Eight-year-old Barney Palmer lives an almost-ordinary life with an almost-ordinary family, with two exceptions. Barney has been haunted all his childhood, and the Palmers are a family of magical blood. Every generation a ‘Palmer magician’ is born; this is seen as both a gift and a curse to the family. When Barney feels a “faint dizzy twist” in the world around him on the way home from school, he knows that he is about to be haunted again…but something is different about this haunting. For one, it seems to be linked to the death of Barney’s great-uncle (and namesake) Barnaby.
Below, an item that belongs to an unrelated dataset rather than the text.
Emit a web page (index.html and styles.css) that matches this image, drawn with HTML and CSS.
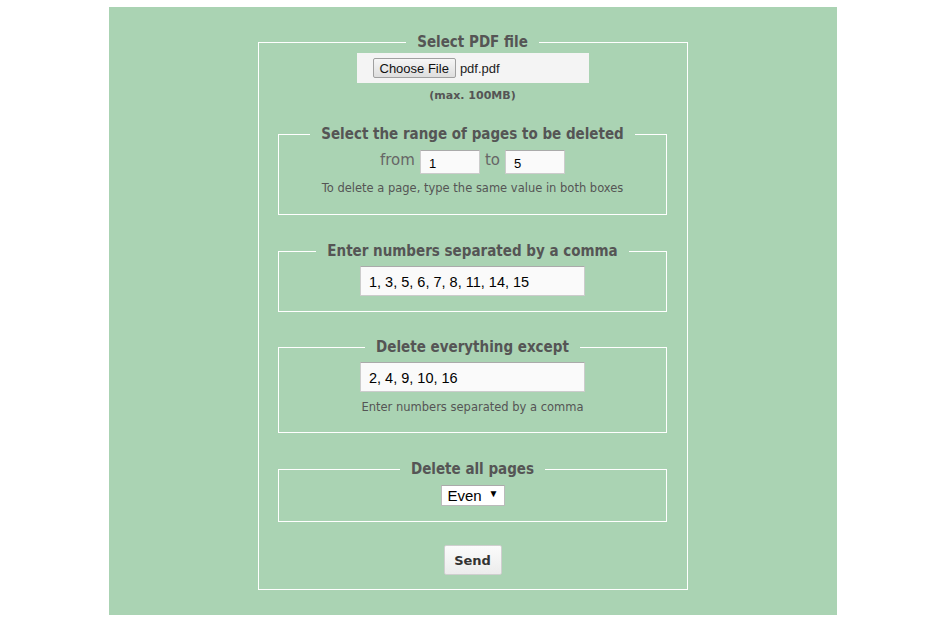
FILE: index.html
```html
<!DOCTYPE html>
<html>
<head>
<meta charset="utf-8">
<title>Delete PDF pages</title>
<link rel="stylesheet" href="styles.css">
</head>
<body>
<div class="panel">
  <form class="form">
    <fieldset class="outer">
      <legend class="legend">Select PDF file</legend>
      <div class="filebox">
        <button type="button" class="filebtn">Choose File</button>
        <span class="filename">pdf.pdf</span>
      </div>
      <div class="max">(max. 100MB)</div>

      <fieldset class="group g1">
        <legend class="legend">Select the range of pages to be deleted</legend>
        <div class="range">
          <span class="lbl">from</span>
          <input class="field small" type="text" value="1">
          <span class="lbl">to</span>
          <input class="field small" type="text" value="5">
        </div>
        <div class="note n1">To delete a page, type the same value in both boxes</div>
      </fieldset>

      <fieldset class="group g2">
        <legend class="legend">Enter numbers separated by a comma</legend>
        <input class="field wide" type="text" value="1, 3, 5, 6, 7, 8, 11, 14, 15">
      </fieldset>

      <fieldset class="group g3">
        <legend class="legend">Delete everything except</legend>
        <input class="field wide" type="text" value="2, 4, 9, 10, 16">
        <div class="note n3">Enter numbers separated by a comma</div>
      </fieldset>

      <fieldset class="group g4">
        <legend class="legend">Delete all pages</legend>
        <div class="select"><span class="opt">Even</span><span class="arrow">▼</span></div>
      </fieldset>

      <button type="button" class="send">Send</button>
    </fieldset>
  </form>
</div>
</body>
</html>
```

FILE: styles.css
```css
html, body {
  margin: 0;
  padding: 0;
  background: #ffffff;
}
body {
  padding-top: 7px;
  font-family: "DejaVu Sans", Verdana, sans-serif;
}
.panel {
  width: 728px;
  height: 582px;
  margin-left: 109px;
  background: #aad3b3;
  padding-top: 26px;
}
.form {
  margin: 0;
}
.outer {
  width: 389px;
  margin: 0 0 0 149px;
  border: 1px solid #ffffff;
  padding: 0 20px 14px 19px;
  display: flex;
  flex-direction: column;
  align-items: center;
  text-align: center;
}
.legend {
  margin: 0 auto;
  padding: 0 11px;
  font-family: "DejaVu Sans Condensed", "DejaVu Sans", sans-serif;
  font-stretch: semi-condensed;
  font-weight: bold;
  font-size: 15px;
  line-height: 18px;
  color: #555555;
}
.filebox {
  margin-top: 2px;
  width: 216px;
  height: 30px;
  padding-left: 16px;
  background: #f4f4f4;
  display: flex;
  align-items: center;
  gap: 4px;
  font-family: "Liberation Sans", Arial, sans-serif;
  font-size: 13px;
  color: #222;
}
.filebtn {
  height: 20px;
  margin: 0;
  padding: 0 6px;
  font-family: "Liberation Sans", Arial, sans-serif;
  font-size: 13px;
  color: #111;
  background: linear-gradient(#f6f6f6, #dedede);
  border: 1px solid #a0a0a0;
  border-radius: 2px;
}
.max {
  margin-top: 6px;
  font-size: 11px;
  line-height: 14px;
  font-weight: bold;
  color: #555555;
}
.group {
  box-sizing: border-box;
  width: 389px;
  margin: 0;
  border: 1px solid #ffffff;
  padding: 0 10px;
  display: flex;
  flex-direction: column;
  align-items: center;
}
.g1 { margin-top: 22px; padding-bottom: 19px; }
.g2 { margin-top: 27px; padding-bottom: 15px; }
.g3 { margin-top: 26px; padding-bottom: 18px; }
.g4 { margin-top: 27px; padding-bottom: 15px; }
.range {
  margin-top: 7px;
  display: flex;
  align-items: center;
  gap: 5px;
  height: 24px;
}
.lbl {
  font-size: 15px;
  color: #666666;
  line-height: 18px;
  margin-top: -5px;
}
.field {
  box-sizing: border-box;
  margin: 0;
  font-family: "Liberation Sans", Arial, sans-serif;
  font-size: 13px;
  color: #000;
  background: #fafafa;
  border: 1px solid #cccccc;
  border-top-color: #aaaaaa;
  border-radius: 0;
  padding: 2px 8px 0;
  outline: none;
}
.small {
  width: 60px;
  height: 24px;
}
.wide {
  margin-top: 6px;
  width: 225px;
  height: 30px;
  font-size: 14.5px;
}
.note {
  font-size: 11.5px;
  line-height: 14px;
  color: #555555;
}
.n1 { margin-top: 7px; }
.n3 { margin-top: 8px; }
.select {
  box-sizing: border-box;
  margin-top: 7px;
  width: 64px;
  height: 21px;
  background: #ffffff;
  border: 1px solid #bbbbbb;
  border-top-color: #aaaaaa;
  display: flex;
  align-items: center;
  justify-content: space-between;
  padding: 0 5px 0 6px;
  font-family: "Liberation Sans", Arial, sans-serif;
  font-size: 15px;
  color: #000;
}
.arrow {
  font-size: 10px;
  margin-top: -4px;
}
.send {
  margin-top: 23px;
  width: 58px;
  height: 30px;
  font-family: "DejaVu Sans", Verdana, sans-serif;
  font-weight: bold;
  font-size: 13px;
  color: #333;
  background: linear-gradient(#fbfbfb, #ececec);
  border: 1px solid #cfcfcf;
  border-radius: 2px;
  padding: 0;
}
```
It soon becomes clear to Barney and his family that Barney is being haunted by something potentially dangerous. Barney begins to hear voices, has bizarre dreams and begins to look rather ghostly himself; pale-faced and constantly tired. Sometimes his eyes don’t appear to be his own. Sometimes his body feels like somebody else’s. With the help of his sisters – silent, mysteriously tidy Troy and talkative, curious Tabitha – Barney begins to get to the bottom of his family’s history.
My favourite thing about this book would have to be the characters; they feel fresh and bold, and their dialogue is so realistic. Tabitha and Barney both seem to share the role of the protagonist; while Barney is being haunted he feels like a ghost sometimes, observant and silent. On the other hand, Tabitha’s personality is so bubbly and overwhelming that she dominates the story with her note-taking, matter-of-fact commentary and constant stream of questions. I like Tabitha.
Only a few pages in, I could already see why this book had received the Carnegie Medal back in 1982. Margaret Mahy’s use of language is completely unique, and her way of storytelling is so effective. Conversations between the characters seem to crackle with energy, while the story progresses at a satisfying pace. The events of Barney’s haunting are told through the eyes of the children, so there’s this innocence about the way the story is told. (At first Barney refuses to confess that he is being haunted at all; he does this because he is afraid that he will upset his beloved stepmother Claire, who is expecting a baby.) Somehow it makes the scarier parts of the story that more chilling.
Overall, The Haunting is the perfect paranormal thriller – it manages to be a story that readers of any age will be gripped by, as they have been for 35 years now. Margaret Mahy is just one of those authors whose work is really timeless; that word gets thrown around a lot, but her work really does suit the description. I can imagine in another decade that The Haunting would have the same effect on its readers.